No creáis que he venido a abolir la Ley y los Profetas; no he venido a abolir, sino a dar plenitud.
Estas palabras de Jesús abren una larga serie de consignas introducidas así: Habéis oído que; pues yo os digo que. El pueblo judío del tiempo de Jesús tenía dos puntos de comunicación con Dios: el Templo y la Ley. Una vez destruido el Templo en el año 70, al pueblo judío disperso por el mundo le queda únicamente la Ley. Para nosotros, el pueblo de la Nueva Alianza, el único punto de comunicación con Dios es Jesucristo; su persona y su palabra lo son todo.
Claro que los primeros cristianos tuvieron serias dificultades para olvidarse de la ley de Moisés y del rigorismo encabezado por el movimiento fariseo. Dejar atrás un camino tan venerable y tan secular les parecía a muchos una traición y un descarrío. Fueron años de profundas tensiones. San Pablo fue el abanderado de la novedad: Ahora, independientemente de la ley, la justicia de Dios se ha manifestado por la fe en Jesucristo para todos los que creen; justificados por el don de su gracia (Rm 3, 21-24).

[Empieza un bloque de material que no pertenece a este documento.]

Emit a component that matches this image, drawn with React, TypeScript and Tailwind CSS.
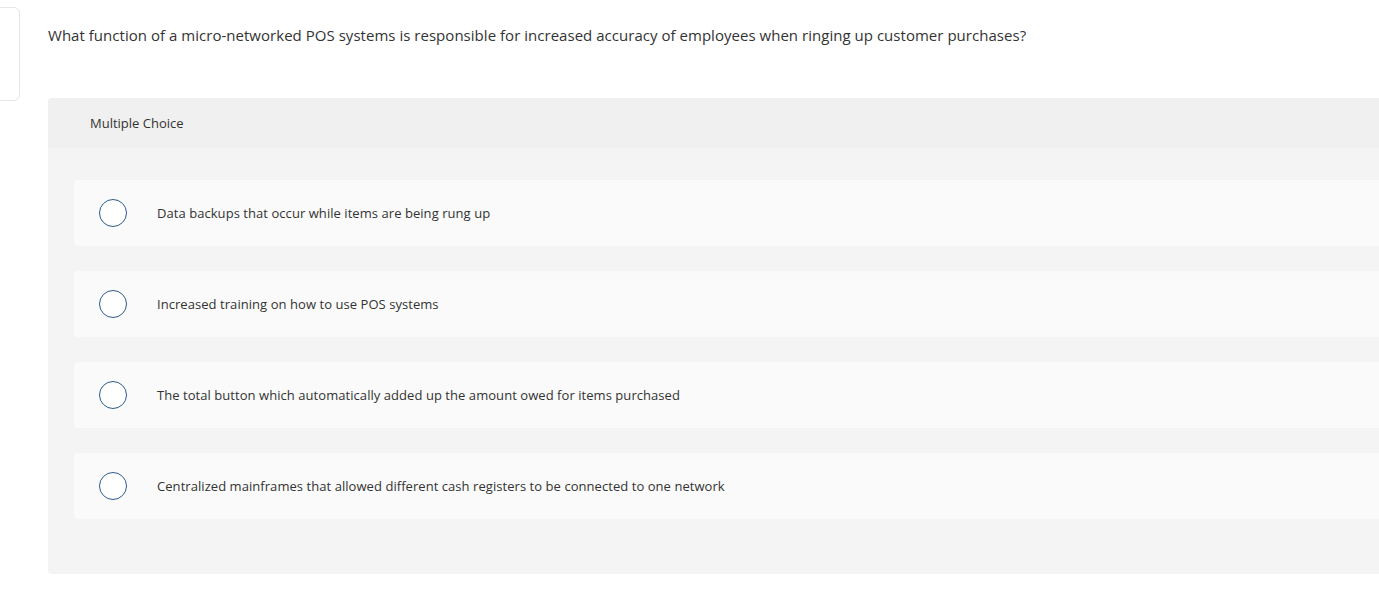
import React from "react";

const options = [
  "Data backups that occur while items are being rung up",
  "Increased training on how to use POS systems",
  "The total button which automatically added up the amount owed for items purchased",
  "Centralized mainframes that allowed different cash registers to be connected to one network",
];

export default function App() {
  return (
    <div
      className="relative w-[1379px] h-[592px] overflow-hidden bg-white text-[#333]"
      style={{ fontFamily: '"Open Sans", "Liberation Sans", sans-serif' }}
    >
      <div className="absolute left-[-10px] top-[7px] w-[30px] h-[94px] rounded-[6px] border border-[#e6e6e6] bg-white" />
      <div className="pl-[48px] pt-[24px]">
        <p className="text-[15px] leading-[22px] text-[#333] tracking-[0.03px]">
          What function of a micro-networked POS systems is responsible for increased accuracy of employees when ringing up customer purchases?
        </p>
        <div className="mt-[52px] w-[1340px] rounded-l-[4px] bg-[#f4f4f4]">
          <div className="h-[50px] flex items-center pl-[42px] pt-[2px] bg-[#f0f0f0] rounded-tl-[4px]">
            <span className="text-[13px] text-[#333]">Multiple Choice</span>
          </div>
          <div className="pt-[32px] pb-[55px] pl-[26px] flex flex-col gap-[25px]">
            {options.map((o) => (
              <div key={o} className="h-[66px] flex items-center rounded-[4px] bg-[#fafafa] pl-[25px]">
                <div className="w-[28px] h-[28px] rounded-full border-[1.5px] border-[#2b5b8c] bg-white shrink-0" />
                <span className="ml-[30px] pt-[2px] text-[13px] text-[#333] tracking-[0.055px]">{o}</span>
              </div>
            ))}
          </div>
        </div>
      </div>
    </div>
  );
}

Ese mismo laborioso proceso se repite en la vida del creyente: el de olvidar el viejo cristianismo de la ley y de la tradición, para pasar al siempre novedoso cristianismo del Evangelio. No es fácil, pero es necesario dar el salto del rigorismo de la ley al radicalismo de Jesús. El creyente imbuido del Espíritu del Señor no echa por tierra las normas y las leyes, sino que las lleva a su plenitud: la suprema plenitud de la ley del amor.